The Binet-Simon Scale vs Stanford-Binet Intelligence Scale

These are related, but not the same. The Binet-Simon Scale was the original French test created by Alfred Binet and Theodore Simon, while the Stanford-Binet Intelligence Scale was the later American adaptation that became more widely used. If a question asks about the earliest version or the origin of mental age, it is usually Binet-Simon.

Key things to remember about the Binet-Simon Scale

  • The Binet-Simon Scale was an early intelligence test for children, designed to find who might need extra academic support.

  • It measured several cognitive skills, including memory, attention, language, and problem-solving, instead of relying on just one task.

  • Its most famous idea was mental age, which compared a child’s test performance to the average performance of children at other ages.

  • In Intro to Psychology, the scale matters because it is a major early step in the history of intelligence testing and leads into IQ testing.

  • It also shows one of psychology’s biggest testing questions, how to measure ability without confusing it with schooling, language, or culture.

Frequently asked questions about the Binet-Simon Scale

What is the Binet-Simon Scale in Intro to Psychology?

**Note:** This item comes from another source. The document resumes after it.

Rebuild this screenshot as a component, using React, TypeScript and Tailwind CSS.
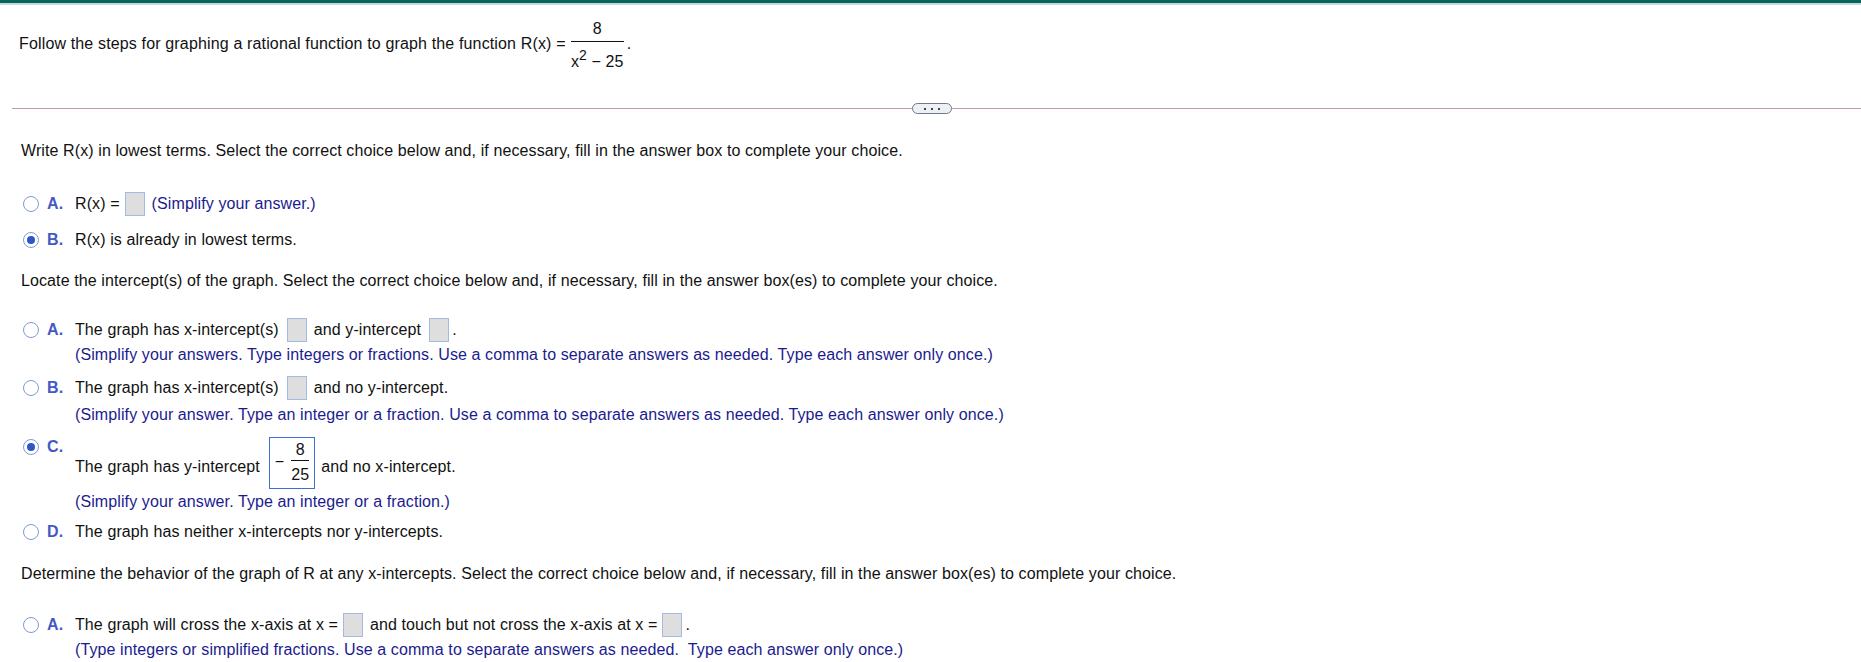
import React from "react";

function Radio({ checked }: { checked?: boolean }) {
  return (
    <span className="flex h-[16px] w-[16px] shrink-0 items-center justify-center rounded-full border-[1.5px] border-[#7f9bd1] bg-white">
      {checked && <span className="h-[8px] w-[8px] rounded-full bg-[#2f55c9]" />}
    </span>
  );
}

function Box({ tight }: { tight?: boolean }) {
  return (
    <span
      className={`${tight ? "ml-[5px]" : "ml-[8px]"} mr-[7px] inline-block h-[24px] w-[20px] shrink-0 border border-[#a3bae2] bg-[#dedede]`}
    />
  );
}

function Label({ l }: { l: string }) {
  return <span className="ml-[8px] w-[28px] shrink-0 font-bold text-[#4558c4]">{l}</span>;
}

function Hint({ children, className = "" }: { children: React.ReactNode; className?: string }) {
  return <div className={`pl-[75px] leading-[20px] text-[#1b1b8f] ${className}`}>{children}</div>;
}

export default function App() {
  return (
    <div className="flex min-h-[662px] w-full flex-col bg-white font-['Liberation_Sans',Arial,sans-serif] text-[16px] tracking-[0.1px] text-[#111]">
      <div className="h-[3px] bg-[#06665a]" />
      <div className="h-[2px] bg-[#c7d6e1]" />

      {/* Title */}
      <div className="mt-[10px] flex items-center pl-[19px]">
        <span className="leading-[20px] tracking-[0.15px]">
          Follow the steps for graphing a rational function to graph the function R(x) =
        </span>
        <span className="ml-[5px] flex flex-col items-center">
          <span className="h-[22px] pt-[3px] leading-[22px]">8</span>
          <span className="mt-[4px] h-px w-[53px] bg-[#111]" />
          <span className="pt-[10px] leading-[20px]">
            x<span className="relative -top-[7px] text-[14px]">2</span> − 25
          </span>
        </span>
        <span className="ml-[3px] leading-[20px]">.</span>
      </div>

      {/* Separator */}
      <div className="relative mt-[36px] ml-[12px] h-px bg-[#c697a8]">
        <span className="absolute left-[900px] top-[-5px] flex h-[11px] w-[40px] items-center justify-center gap-[5px] rounded-full border border-[#6e7a89] bg-[#eef1f4]">
          <span className="h-[2px] w-[2px] bg-[#444]" />
          <span className="h-[2px] w-[2px] bg-[#444]" />
          <span className="h-[2px] w-[2px] bg-[#444]" />
        </span>
      </div>

      {/* Section 1 */}
      <div className="mt-[32px] pl-[21px] leading-[20px]">
        Write R(x) in lowest terms. Select the correct choice below and, if necessary, fill in the answer box to complete your choice.
      </div>
      <div className="mt-[31px] flex h-[24px] items-center pl-[23px]">
        <Radio />
        <Label l="A." />
        <span>R(x) =</span>
        <Box tight />
        <span className="text-[#1b1b8f]">(Simplify your answer.)</span>
      </div>
      <div className="mt-[12px] flex h-[24px] items-center pl-[23px]">
        <Radio checked />
        <Label l="B." />
        <span>R(x) is already in lowest terms.</span>
      </div>

      {/* Section 2 */}
      <div className="mt-[19px] pl-[21px] leading-[20px]">
        Locate the intercept(s) of the graph. Select the correct choice below and, if necessary, fill in the answer box(es) to complete your choice.
      </div>
      <div className="mt-[27px] flex h-[24px] items-center pl-[23px]">
        <Radio />
        <Label l="A." />
        <span>The graph has x-intercept(s)</span>
        <Box />
        <span>and y-intercept</span>
        <Box />
        <span className="-ml-[4px]">.</span>
      </div>
      <Hint className="mt-[3px]">
        (Simplify your answers. Type integers or fractions. Use a comma to separate answers as needed. Type each answer only once.)
      </Hint>
      <div className="mt-[11px] flex h-[24px] items-center pl-[23px]">
        <Radio />
        <Label l="B." />
        <span>The graph has x-intercept(s)</span>
        <Box />
        <span>and no y-intercept.</span>
      </div>
      <Hint className="mt-[5px]">
        (Simplify your answer. Type an integer or a fraction. Use a comma to separate answers as needed. Type each answer only once.)
      </Hint>
      <div className="mt-[12px] flex items-start pl-[23px]">
        <span className="flex h-[20px] items-center">
          <Radio checked />
        </span>
        <span className="ml-[8px] w-[28px] shrink-0 font-bold leading-[20px] text-[#4558c4]">C.</span>
        <div className="flex h-[52px] items-center">
          <span className="pt-[8px] leading-[20px]">The graph has y-intercept</span>
          <span className="ml-[9px] mr-[6px] flex h-[52px] items-center border border-[#3d6fd2] bg-white px-[5px] pb-[2px]">
            <span className="leading-[20px]">−</span>
            <span className="ml-[7px] flex flex-col items-center">
              <span className="h-[20px] leading-[20px]">8</span>
              <span className="h-px w-[18px] bg-[#111]" />
              <span className="mt-[4px] h-[20px] leading-[20px]">25</span>
            </span>
          </span>
          <span className="pt-[8px] leading-[20px]">and no x-intercept.</span>
        </div>
      </div>
      <Hint className="mt-[3px]">(Simplify your answer. Type an integer or a fraction.)</Hint>
      <div className="mt-[8px] flex h-[24px] items-center pl-[23px]">
        <Radio />
        <Label l="D." />
        <span>The graph has neither x-intercepts nor y-intercepts.</span>
      </div>

      {/* Section 3 */}
      <div className="mt-[20px] pl-[21px] leading-[20px]">
        Determine the behavior of the graph of R at any x-intercepts. Select the correct choice below and, if necessary, fill in the answer box(es) to complete your choice.
      </div>
      <div className="mt-[29px] flex h-[24px] items-center pl-[23px]">
        <Radio />
        <Label l="A." />
        <span>The graph will cross the x-axis at x =</span>
        <Box tight />
        <span>and touch but not cross the x-axis at x =</span>
        <Box tight />
        <span className="-ml-[4px]">.</span>
      </div>
      <Hint className="mt-[3px]">
        (Type integers or simplified fractions. Use a comma to separate answers as needed.&nbsp; Type each answer only once.)
      </Hint>
    </div>
  );
}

It is one of the earliest intelligence tests for children, created by Alfred Binet and Theodore Simon in 1908. In Intro to Psychology, it is studied as a foundation for modern intelligence testing and the idea of mental age.

How is the Binet-Simon Scale different from IQ?

The Binet-Simon Scale came before modern IQ scoring. It focused on comparing a child’s performance to age-based expectations, which led to the later development of IQ-style scores and the Stanford-Binet test.

What does mental age mean on the Binet-Simon Scale?

Mental age is the age level whose average test performance matches the child’s score. If a child performs like the average older child, their mental age is higher than their chronological age.

Why was the Binet-Simon Scale created?

It was created to identify children who were struggling in school and might need special education support. Binet and Simon wanted a practical tool for helping children, not a permanent label for intelligence.